The prepress petri dish

This post was originally made on June 11, 2010 on my blog at What They Think. I have updated the information in it here.

When I am not teaching, I am usually sitting in my home office, the master of all I see (I can’t see very far). Out the window to my right is a lovely view of the Santa Lucia Mountains, a ridge of 1,500-foot peaks that define the edge of the city, and to the north I see those same mountains going off into the distance on their way to the Pacific Ocean, 12 miles away. I can’t see the sea, though.

Right behind me is a woman who shares my office, a graphic designer who produces a tremendous amount of printed matter. She designs books, flyers and certificates, posters, billboards, and a host of advertisements for newspapers and magazines, and she designs an annual publication of 72 pages for the Chamber of Commerce. She is also my wife.

Quite often she will say something like, “How do you get Illustrator to distort something into an odd shape?” Or, she’ll say, “How do I get the image to appear more realistic when I apply this layer in Photoshop?”

At these moments I step into a phone booth and change into my Superhero costume, then fly to her rescue. What fun!

I know that sometimes I disappoint her with my answer: “I don’t know.” Other times I have an easy answer. And, then there are the confounding times when I really don’t know and I can’t figure it out.

I am an experimenter by nature, and I love a challenge! I dissemble files and reconnect the parts, then I look into the code behind them and look for the core of the problem. Then I teach myself the solution to the problem, and pretend to have known it all along: a true superhero! (oh, wait, that’s the definition of a consultant.*)

OK, so here we are, seven paragraphs into this blog, and I haven’t reached the topic yet… where was I?

Last week my wife had a problem that had come up a year earlier, one that involved rich black in Adobe InDesign being diluted when making a PDF for print. It was the cover of the annual Visitors Guide, her largest publication of the year. On the inside and outside covers are placed files – advertisements – while the cover is editorial copy and a photo that is designed by my wife.
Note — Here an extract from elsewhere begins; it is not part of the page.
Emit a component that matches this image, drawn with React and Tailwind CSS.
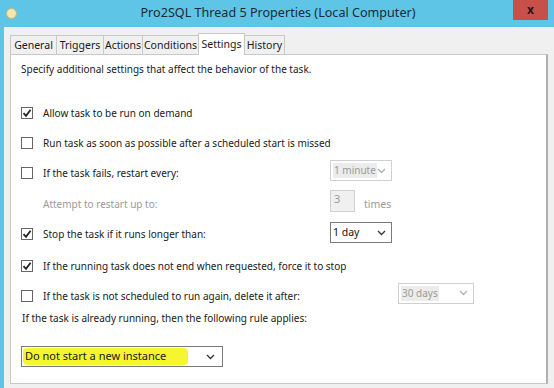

The back cover was submitted as a TIFF file (they didn’t get the memo) at 300 ppi, with text rasterized at that resolution, and (theoretically) ready to print. It was sent with a SWOP Profile embedded. Did I mention that it was several weeks late?

So, on the eve of the production deadline, my wife placed the TIFF on the back cover, held her breath and made a PDF of the four pages of the cover. Then, using Acrobat Professional’s Production Tools, and the Object Inspector, she determined that the color had been modified as the PDF was made.
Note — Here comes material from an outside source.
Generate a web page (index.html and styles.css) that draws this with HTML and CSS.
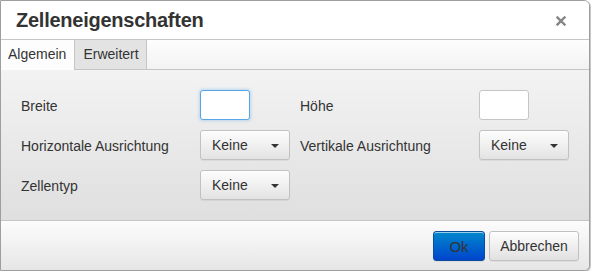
FILE: index.html
```html
<!DOCTYPE html>
<html lang="de">
<head>
<meta charset="utf-8">
<title>Zelleneigenschaften</title>
<link rel="stylesheet" href="styles.css">
</head>
<body>
<div class="dialog">
  <div class="head">
    <div class="title">Zelleneigenschaften</div>
    <button class="close" aria-label="Schließen">
      <svg width="10" height="10" viewBox="0 0 10 10"><path d="M1.5 1.5 L8.5 8.5 M8.5 1.5 L1.5 8.5" stroke="#858585" stroke-width="2.4" stroke-linecap="square"/></svg>
    </button>
  </div>
  <div class="tabs">
    <div class="tab active">Algemein</div>
    <div class="tab">Erweitert</div>
  </div>
  <div class="body">
    <div class="form">
      <label class="label">Breite</label>
      <div class="ctrl"><input class="text focus" type="text"></div>
      <label class="label">Höhe</label>
      <div class="ctrl"><input class="text" type="text"></div>

      <label class="label">Horizontale Ausrichtung</label>
      <div class="ctrl"><button class="select"><span>Keine</span><i class="caret"></i></button></div>
      <label class="label">Vertikale Ausrichtung</label>
      <div class="ctrl"><button class="select"><span>Keine</span><i class="caret"></i></button></div>

      <label class="label">Zellentyp</label>
      <div class="ctrl"><button class="select"><span>Keine</span><i class="caret"></i></button></div>
    </div>
  </div>
  <div class="foot">
    <button class="btn primary">Ok</button>
    <button class="btn">Abbrechen</button>
  </div>
</div>
</body>
</html>
```
FILE: styles.css
```css
* { box-sizing: border-box; }
html, body { margin: 0; padding: 0; background: #fff; }
body {
  font-family: "Liberation Sans", Arial, sans-serif;
  font-size: 14px;
  color: #333;
}
.dialog {
  width: 590px;
  height: 271px;
  border: 1px solid #9e9e9e;
  border-radius: 0 6px 6px 0;
  box-shadow: 1px 1px 1px rgba(0,0,0,0.25);
  display: flex;
  flex-direction: column;
  overflow: hidden;
  background: #fff;
}
.head {
  height: 39px;
  flex: none;
  border-bottom: 1px solid #c5c5c5;
  background: #fff;
  display: flex;
  align-items: center;
  justify-content: space-between;
  padding: 0 23px 0 15px;
}
.title {
  font-size: 20px;
  font-weight: bold;
  color: #333;
  line-height: 20px;
  padding-bottom: 1px;
  letter-spacing: -0.25px;
}
.close {
  border: 0;
  background: none;
  padding: 0;
  width: 10px;
  height: 10px;
  display: flex;
  margin-top: 2px;
}
.tabs {
  height: 30px;
  flex: none;
  display: flex;
  border-bottom: 1px solid #c5c5c5;
  background: linear-gradient(#fdfdfd, #f3f3f3);
}
.tab {
  height: 29px;
  padding: 0 7px 0 8px;
  line-height: 29px;
  border-right: 1px solid #c5c5c5;
  background: #e3e3e3;
  color: #333;
}
.tab.active {
  background: #fdfdfd;
  height: 30px;
  padding: 0 8px 0 7px;
}
.body {
  flex: 1;
  background: linear-gradient(#f3f3f3, #dfdfdf);
  padding: 20px 0 0 20px;
}
.form {
  display: grid;
  grid-template-columns: 179px 100px 179px 90px;
  grid-auto-rows: 30px;
  row-gap: 10px;
}
.label {
  display: flex;
  align-items: center;
  color: #333;
  padding-top: 1px;
}
.ctrl { display: flex; }
.text {
  width: 50px;
  height: 30px;
  border: 1px solid #c5c5c5;
  border-radius: 3px;
  background: #fff;
  font: inherit;
  margin: 0;
  outline: none;
}
.text.focus {
  border-color: #59a5e5;
  box-shadow: 0 0 3px 1px rgba(89,165,229,0.35);
}
.select {
  width: 90px;
  height: 30px;
  border: 1px solid #c1c1c1;
  border-radius: 3px;
  background: linear-gradient(#fdfdfd, #e3e3e3);
  font: inherit;
  color: #333;
  display: flex;
  align-items: center;
  justify-content: space-between;
  padding: 0 10px 0 11px;
  margin: 0;
  box-shadow: inset 0 1px 0 rgba(255,255,255,0.6), 0 1px 1px rgba(0,0,0,0.06);
}
.caret {
  width: 0;
  height: 0;
  border-left: 4px solid transparent;
  border-right: 4px solid transparent;
  border-top: 4px solid #333;
  margin-top: 1px;
}
.foot {
  height: 50px;
  flex: none;
  border-top: 1px solid #c5c5c5;
  background: linear-gradient(#fcfcfc, #e6e6e6);
  display: flex;
  justify-content: flex-end;
  align-items: flex-start;
  padding: 10px 10px 0 0;
  gap: 4px;
}
.btn {
  height: 30px;
  width: 90px;
  border: 1px solid #c1c1c1;
  border-radius: 3px;
  background: linear-gradient(#fdfdfd, #e1e1e1);
  font: inherit;
  color: #333;
  padding: 0;
  margin: 0;
  box-shadow: inset 0 1px 0 rgba(255,255,255,0.6), 0 1px 1px rgba(0,0,0,0.06);
}
.btn.primary {
  width: 52px;
  background: linear-gradient(#0088cc, #0044cc);
  border-color: #0b4c9b;
  color: #333;
  font-size: 15px;
}
```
In 2009 when this problem came up, we had text that was 100 percent black coming out as rich black on press. It was a minor disaster. My friend Dov Isaacs at Adobe helped me to understand the problem, and to define a set of procedures for avoiding the rich black problem for the other signatures of the publication. The problem last year was that the PDF files were being converted into EPS files for the RIP at the printing company, and making the EPS files was causing them to be converted to SWOP from the color space where they started (a custom profile for the press we were using). So, in a nutshell, the color management was being done twice – once as my wife made the PDF, and a second time at the printing company.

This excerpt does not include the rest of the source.